COMPLETE AGREEMENT: This Contract is the entire agreement between the Buyer and Seller, except for brokerage agreements, no prior or present agreements will bind Buyer, Seller or Broker unless incorporated into this Contract. Modifications of this Contract will not be binding unless in writing, signed and delivered by the party to be bound. Signatures, initials, documents referenced in this Contract, Counterparts and written modifications communicated electronically or on paper will be acceptable for all purposes, including delivery, and will be binding. Handwritten or typewritten terms inserted in or attached to this Contract prevail over preprinted terms. If any provision of this Contract is or becomes invalid or unenforceable, all remaining provisions will continue to be fully effective. This Contract will not be recorded in any public records.

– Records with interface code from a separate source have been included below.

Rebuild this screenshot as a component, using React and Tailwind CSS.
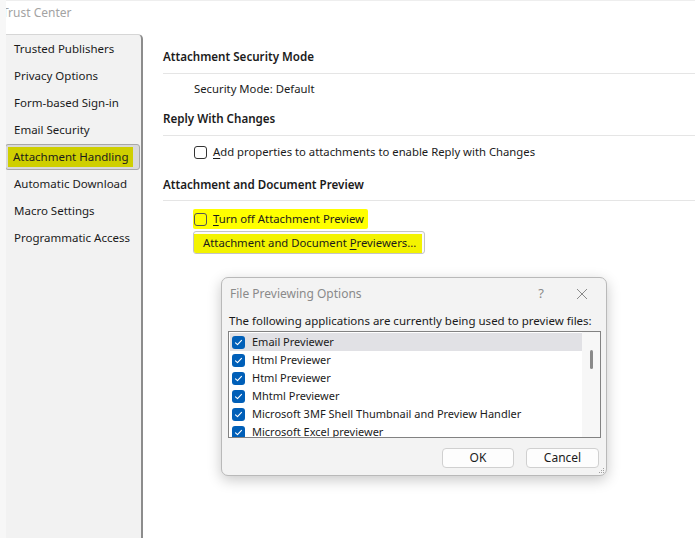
import { useState } from 'react';

const navItems = [
  'Trusted Publishers',
  'Privacy Options',
  'Form-based Sign-in',
  'Email Security',
  'Attachment Handling',
  'Automatic Download',
  'Macro Settings',
  'Programmatic Access',
];

const previewers = [
  'Email Previewer',
  'Html Previewer',
  'Html Previewer',
  'Mhtml Previewer',
  'Microsoft 3MF Shell Thumbnail and Preview Handler',
  'Microsoft Excel previewer',
];

const BlueCheck = () => (
  <span className="flex items-center justify-center w-[13px] h-[13px] rounded-[3px] bg-[#005fb8] shrink-0">
    <svg width="9" height="9" viewBox="0 0 9 9" fill="none">
      <path d="M1.5 4.8 L3.5 6.7 L7.5 2.3" stroke="white" strokeWidth="1.1" strokeLinecap="round" strokeLinejoin="round" />
    </svg>
  </span>
);

const SectionHeader = ({ children, className = '' }) => (
  <div className={`font-semibold text-[11.6px] leading-[20px] text-[#1b1b1b] border-b border-[#e5e5e5] ${className}`}>
    {children}
  </div>
);

const App = () => {
  const [selected] = useState('Attachment Handling');

  return (
    <div
      className="relative w-[695px] h-[538px] overflow-hidden bg-white flex text-[#1b1b1b]"
      style={{ fontFamily: '"Noto Sans", "Open Sans", sans-serif' }}
    >
      {/* left strip */}
      <div className="w-[6px] h-full bg-[#f7f7f7] shrink-0 relative z-10" />

      <div className="flex-1 flex flex-col">
        {/* title */}
        <div className="h-[34px] border-t border-[#eeeeee] shrink-0">
          <div className="-ml-[4px] pt-[3px] text-[12px] leading-[18px] text-[#a3a3a3]">Trust Center</div>
        </div>

        <div className="flex flex-1">
          {/* sidebar */}
          <div className="w-[137px] shrink-0 bg-[#f2f2f2] border-r-2 border-t border-r-[#8c8c8c] border-t-[#d6d6d6] rounded-tr-[5px]">
            {navItems.map((item) => (
              <div key={item} className="h-[27px] flex items-center">
                {item === selected ? (
                  <div className="w-[135px] h-[26px] flex items-center bg-[#d9d9d9] border border-[#a8a8a8] rounded-[3px] -ml-[1px]">
                    <span className="ml-[2px] px-[5px] bg-[#cfcf00] text-[11.5px] leading-[20px] text-[#1b1b1b]">{item}</span>
                  </div>
                ) : (
                  <span className="pl-[8px] text-[11.5px] leading-[20px]">{item}</span>
                )}
              </div>
            ))}
          </div>

          {/* content */}
          <div className="flex-1 pl-[20px] text-[11.3px]">
            <SectionHeader className="pt-[13px] pb-[6px]">Attachment Security Mode</SectionHeader>
            <div className="mt-[5px] ml-[31px] leading-[20px]">Security Mode: Default</div>

            <SectionHeader className="mt-[10px] pb-[6px]">Reply With Changes</SectionHeader>
            <div className="mt-[6px] ml-[31px] flex items-center gap-[6px] leading-[20px]">
              <span className="w-[13px] h-[13px] border border-[#333] rounded-[3px] bg-white" />
              <span>
                <span className="underline underline-offset-2">A</span>dd properties to attachments to enable Reply with Changes
              </span>
            </div>

            <SectionHeader className="mt-[13px] pb-[5px]">Attachment and Document Preview</SectionHeader>
            <div className="mt-[8px] ml-[30px] flex">
              <div className="flex items-center gap-[6px] leading-[20px] bg-[#ffff00] pl-[1px] pr-[4px] rounded-[2px]">
                <span className="w-[13px] h-[13px] border border-[#555] rounded-[3px] bg-[#ffff00]" />
                <span>
                  <span className="underline underline-offset-2">T</span>urn off Attachment Preview
                </span>
              </div>
            </div>
            <div className="mt-[2px] ml-[30px] w-[232px] h-[23px] bg-[#fbfbfb] border border-[#c4c4c4] rounded-[3px] flex items-end overflow-hidden">
              <span className="h-[19px] pl-[9px] pr-[6px] bg-[#f3f300] leading-[18px] whitespace-nowrap">
                Attachment and Document <span className="underline underline-offset-2">P</span>reviewers...
              </span>
            </div>
          </div>
        </div>
      </div>

      {/* dialog */}
      <div className="absolute left-[221px] top-[277px] w-[386px] h-[199px] bg-[#f3f3f3] border border-[#b9b9b9] rounded-[7px] shadow-[0_4px_14px_rgba(0,0,0,0.22)] flex flex-col">
        <div className="h-[32px] flex items-center pl-[8px] shrink-0">
          <span className="flex-1 text-[12px] text-[#8a8a8a]">File Previewing Options</span>
          <span className="w-[20px] text-center text-[13px] text-[#8a8a8a] mr-[25px]">?</span>
          <svg width="12" height="12" viewBox="0 0 12 12" className="mr-[18px]">
            <path d="M1 1 L11 11 M11 1 L1 11" stroke="#8a8a8a" strokeWidth="1" />
          </svg>
        </div>
        <div className="pl-[7px] mt-[2px] text-[11.5px] leading-[18px] text-[#1a1a1a]">
          The following applications are currently being used to preview files:
        </div>
        <div className="mt-[1px] ml-[6px] w-[373px] h-[107px] bg-white border border-[#828282] flex overflow-hidden">
          <div className="flex-1 pt-[1px] pl-[1px]">
            {previewers.map((p, i) => (
              <div
                key={i}
                className={`h-[18px] flex items-center gap-[7px] pl-[2px] text-[11px] ${i === 0 ? 'bg-[#e1e1e5]' : ''}`}
              >
                <BlueCheck />
                <span className="whitespace-nowrap">{p}</span>
              </div>
            ))}
          </div>
          <div className="w-[18px] bg-[#f7f7f7] flex justify-center pt-[18px] shrink-0">
            <div className="w-[3px] h-[19px] bg-[#8a8a8a] rounded-full" />
          </div>
        </div>
        <div className="flex justify-end gap-[12px] mt-[10px] pr-[7px]">
          <button className="w-[72px] h-[20px] bg-[#fdfdfd] border border-[#d0d0d0] rounded-[4px] text-[12px] leading-[18px] text-[#1b1b1b]">
            OK
          </button>
          <button className="w-[73px] h-[20px] bg-[#fdfdfd] border border-[#d0d0d0] rounded-[4px] text-[12px] leading-[18px] text-[#1b1b1b]">
            Cancel
          </button>
        </div>
        <div className="absolute right-[2px] bottom-[2px] grid grid-cols-3 gap-[1px]">
          {[0, 0, 1, 0, 1, 1, 1, 1, 1].map((v, i) => (
            <span key={i} className={`w-[1px] h-[1px] ${v ? 'bg-[#a0a0a0]' : ''}`} />
          ))}
        </div>
      </div>
    </div>
  );
};

export default App;
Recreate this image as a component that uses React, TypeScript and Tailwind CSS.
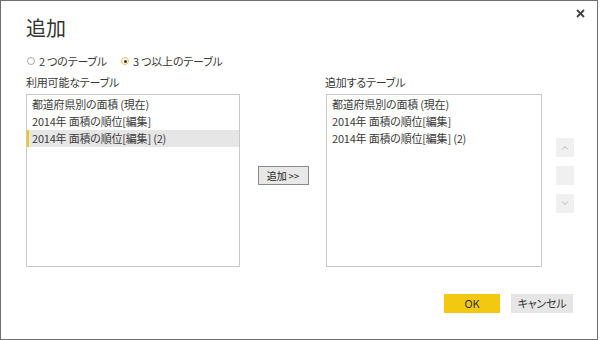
import { useState } from "react"

const tables = ["都道府県別の面積 (現在)", "2014年 面積の順位[編集]", "2014年 面積の順位[編集] (2)"]

const font = "font-['Noto_Sans_CJK_JP','Noto_Sans',sans-serif] [font-feature-settings:'palt']"

function Radio({ checked, label }: { checked: boolean; label: string }) {
  return (
    <label className="flex items-center gap-[4px]">
      <span
        className={`flex h-[8px] w-[8px] items-center justify-center rounded-full border ${
          checked ? "border-[#e8c86a] bg-[#fffbe6]" : "border-[#a8a8a8]"
        }`}
      >
        {checked && <span className="h-[3px] w-[3px] rounded-full bg-[#333]" />}
      </span>
      <span>{label}</span>
    </label>
  )
}

function ListBox({ items, selected, className }: { items: string[]; selected?: number; className: string }) {
  return (
    <div className={`h-[173px] border border-[#c9c9c9] bg-white py-[1px] ${className}`}>
      {items.map((item, i) => (
        <div
          key={item}
          className={`flex h-[17px] items-center ${
            i === selected ? "border-l-2 border-[#f2c811] bg-[#e6e6e6] pl-[3px]" : "pl-[5px]"
          }`}
        >
          {item}
        </div>
      ))}
    </div>
  )
}

function MoveButton({ children }: { children?: React.ReactNode }) {
  return (
    <div className="flex h-[19px] w-[18px] items-center justify-center bg-[#f0f0f0] text-[#b8b8b8]">{children}</div>
  )
}

export default function App() {
  const [mode] = useState(3)

  return (
    <div className={`h-[340px] w-[600px] bg-white text-[11px] tracking-[-0.2px] text-[#3a3a3a] ${font}`}>
      <div className="relative flex h-[340px] w-[598px] flex-col border border-[#6e6e6e] pl-[25px]">
        {/* close */}
        <svg className="absolute right-[12px] top-[8px]" width="9" height="9" viewBox="0 0 9 9">
          <path d="M1 1L8 8M8 1L1 8" stroke="#444" strokeWidth="1.8" />
        </svg>

        <h1 className="mt-[13px] h-[28px] text-[20px] leading-[28px] tracking-normal text-[#333]">追加</h1>

        <div className="mt-[11px] flex h-[16px] items-center gap-[14px] pl-[1px]">
          <Radio checked={mode === 2} label="2 つのテーブル" />
          <Radio checked={mode === 3} label="3 つ以上のテーブル" />
        </div>

        <div className="mt-[4px] flex h-[18px] items-center">
          <span className="w-[299px]">利用可能なテーブル</span>
          <span>追加するテーブル</span>
        </div>

        <div className="mt-[3px] flex">
          <ListBox items={tables} selected={2} className="w-[214px]" />
          <div className="flex w-[86px] justify-center pt-[72px]">
            <button className="h-[19px] w-[51px] border border-[#8a8a8a] bg-[#e8e8e8] text-[10px] leading-[17px] text-[#222]">
              追加 &gt;&gt;
            </button>
          </div>
          <ListBox items={tables} className="w-[216px]" />
          <div className="ml-[14px] flex flex-col gap-[9px] pt-[44px]">
            <MoveButton>
              <svg width="8" height="5" viewBox="0 0 8 5">
                <path d="M1 4.5L4 1.5L7 4.5" stroke="currentColor" fill="none" />
              </svg>
            </MoveButton>
            <MoveButton />
            <MoveButton>
              <svg width="8" height="5" viewBox="0 0 8 5">
                <path d="M1 0.5L4 3.5L7 0.5" stroke="currentColor" fill="none" />
              </svg>
            </MoveButton>
          </div>
        </div>

        <div className="mt-[27px] flex justify-end gap-[11px] pr-[24px]">
          <button className="h-[19px] w-[56px] bg-[#f2c811] text-[11px] text-[#333]">OK</button>
          <button className="h-[19px] w-[62px] bg-[#e6e6e6] text-[11px] text-[#333]">キャンセル</button>
        </div>
      </div>
    </div>
  )
}
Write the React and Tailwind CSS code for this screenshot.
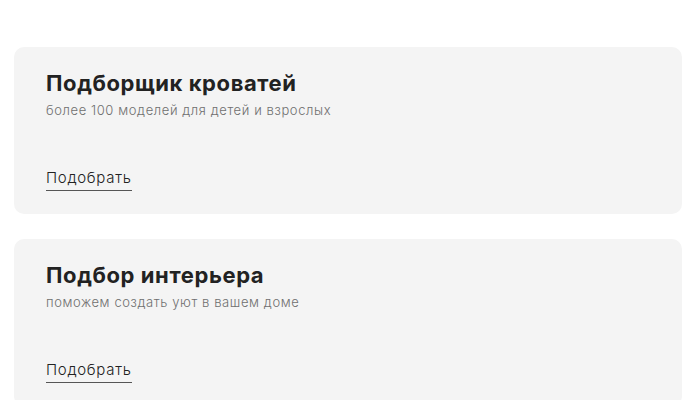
const cards = [
  { title: 'Подборщик кроватей', text: 'более 100 моделей для детей и взрослых' },
  { title: 'Подбор интерьера', text: 'поможем создать уют в вашем доме' },
]

function PickerCard({ title, text }) {
  return (
    <div className="flex h-[167px] flex-col rounded-[10px] bg-[#f4f4f4] px-8 pt-[22px]">
      <h2 className="text-[22px] font-bold leading-[28px] tracking-[0.6px] text-[#222]">{title}</h2>
      <p className="mt-[3px] text-[13px] font-light leading-5 tracking-[0.6px] text-[#6f6f6f]">{text}</p>
      <a href="#" className="mt-[48px] self-start border-b border-[#555] pb-[2px] text-[15px] font-light leading-5 tracking-[0.7px] text-[#222]">
        Подобрать
      </a>
    </div>
  )
}

export default function App() {
  return (
    <div className="h-[400px] w-[700px] overflow-hidden bg-white pl-[14px] pr-[18px] pt-[47px] font-['Inter',sans-serif]">
      <div className="flex flex-col gap-[25px]">
        {cards.map((c) => (
          <PickerCard key={c.title} {...c} />
        ))}
      </div>
    </div>
  )
}
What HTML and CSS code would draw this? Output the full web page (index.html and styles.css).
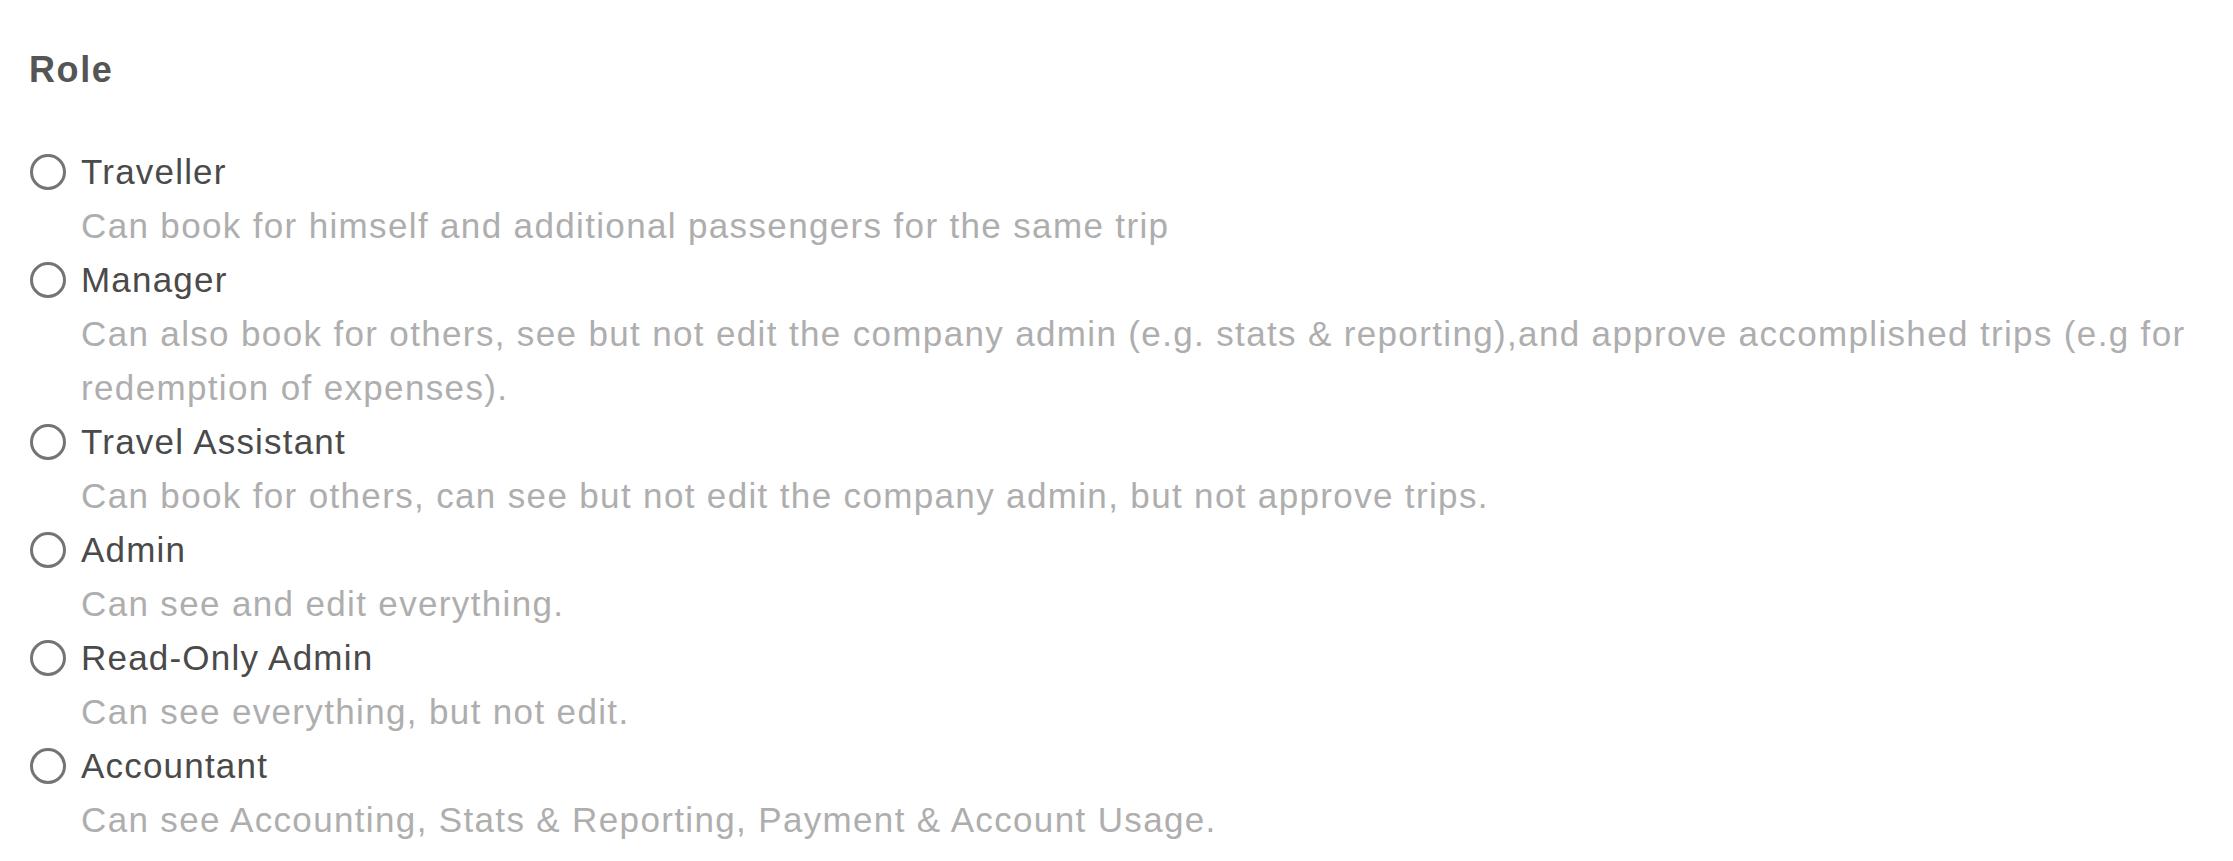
FILE: index.html
```html
<!DOCTYPE html>
<html lang="en">
<head>
    <meta charset="UTF-8">
    <title>Role</title>
    <link rel="stylesheet" href="styles.css">
</head>
<body>
    <div class="roleForm">
        <h2 class="roleTitle">Role</h2>
        <div class="roleList">
            <label class="roleOption">
                <span class="radio"></span>
                <span class="roleName">Traveller</span>
            </label>
            <p class="roleDesc">Can book for himself and additional passengers for the same trip</p>

            <label class="roleOption">
                <span class="radio"></span>
                <span class="roleName">Manager</span>
            </label>
            <p class="roleDesc">Can also book for others, see but not edit the company admin (e.g. stats &amp; reporting),and approve accomplished trips (e.g for redemption of expenses).</p>

            <label class="roleOption">
                <span class="radio"></span>
                <span class="roleName">Travel Assistant</span>
            </label>
            <p class="roleDesc">Can book for others, can see but not edit the company admin, but not approve trips.</p>

            <label class="roleOption">
                <span class="radio"></span>
                <span class="roleName">Admin</span>
            </label>
            <p class="roleDesc">Can see and edit everything.</p>

            <label class="roleOption">
                <span class="radio"></span>
                <span class="roleName">Read-Only Admin</span>
            </label>
            <p class="roleDesc">Can see everything, but not edit.</p>

            <label class="roleOption">
                <span class="radio"></span>
                <span class="roleName">Accountant</span>
            </label>
            <p class="roleDesc">Can see Accounting, Stats &amp; Reporting, Payment &amp; Account Usage.</p>
        </div>
    </div>
</body>
</html>
```

FILE: styles.css
```css
body {
    margin: 0;
    padding: 0;
    background-color: #ffffff;
    font-family: "Liberation Sans", Arial, sans-serif;
}

.roleForm {
    padding: 43px 29px 0 29px;
}

.roleTitle {
    margin: 0 0 48px 0;
    font-size: 36px;
    line-height: 54px;
    font-weight: bold;
    letter-spacing: 1.6px;
    color: #555555;
}

.roleOption {
    display: flex;
    align-items: center;
    height: 54px;
    cursor: pointer;
}

.radio {
    box-sizing: border-box;
    width: 36px;
    height: 36px;
    border: 3.5px solid #747474;
    border-radius: 50%;
    margin-left: 1px;
    margin-right: 15px;
}

.roleName {
    font-size: 35px;
    line-height: 54px;
    letter-spacing: 1.2px;
    color: #4a4a4a;
}

.roleDesc {
    margin: 0;
    padding-left: 52px;
    font-size: 35px;
    line-height: 54px;
    letter-spacing: 1.35px;
    color: #aeaeae;
}
```
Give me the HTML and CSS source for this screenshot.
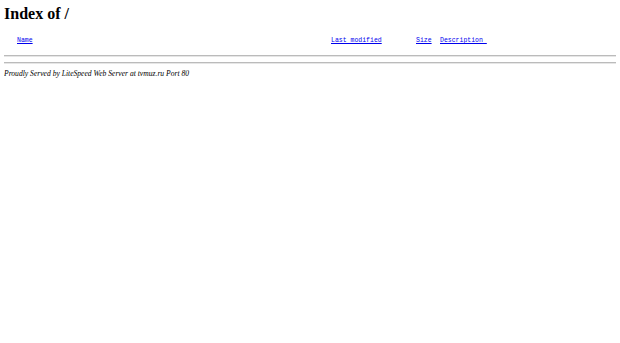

We agree with the conclusion of the Third District Court of Appeal in the Mejia opinion that an integration clause “does not affect oral representations which are alleged to have fraudulently induced a person to enter into the agreement.” Id. at 1178. Tombrink argues that the record conclusively establishes that its agent Barco had no authority to misrepresent its intentions regarding adjoining property. We disagree. In a case involving the authority of a real estate agent, the owner of real estate is responsible for his agent’s unauthorized representations, if true representations as to the same matter were within the agent’s authority, and if the buyer had no notice that the representations were unauthorized. Outlaw v. McMichael, 397 So. 2d 1009, 1010 (Fla. 1st DCA 1981). The elements of both actual and apparent agency are set forth in Ilgen v. Henderson Properties, Inc., 683 So. 2d 513 (Fla. 2d DCA 1996).3 Normally, the existence and scope of an agency relationship are questions of fact for the jury. Moore v. River Ranch, Inc., 642 So. 2d 642 (Fla. 2d DCA 1994). The record in the instant case reflects issues as to the scope of Barco’s authority as Tombrink’s agent.
The elements of actual agency are: 1. acknowledgment by the principal that the agent will act for him; 2. acceptance of the undertaking by the principal; and 3. control by the principal over the actions of the agent. Apparent agency requires proof of: 1. representation by the purported principal; 2. reliance on that representation by a third party; and 3. a change in position by the third party in reliance upon such representation.
CONCLUSION The order granting the motion for summary judgment as to breach of oral contract against Tombrink is affirmed; the final judgment on the Rodriguezes’ claim for misrepresentation against Tombrink is reversed, and the cause is remanded for trial. Affirmed in part, reversed in part, and remanded. WHATLEY and NORTHCUTT, JJ., Concur.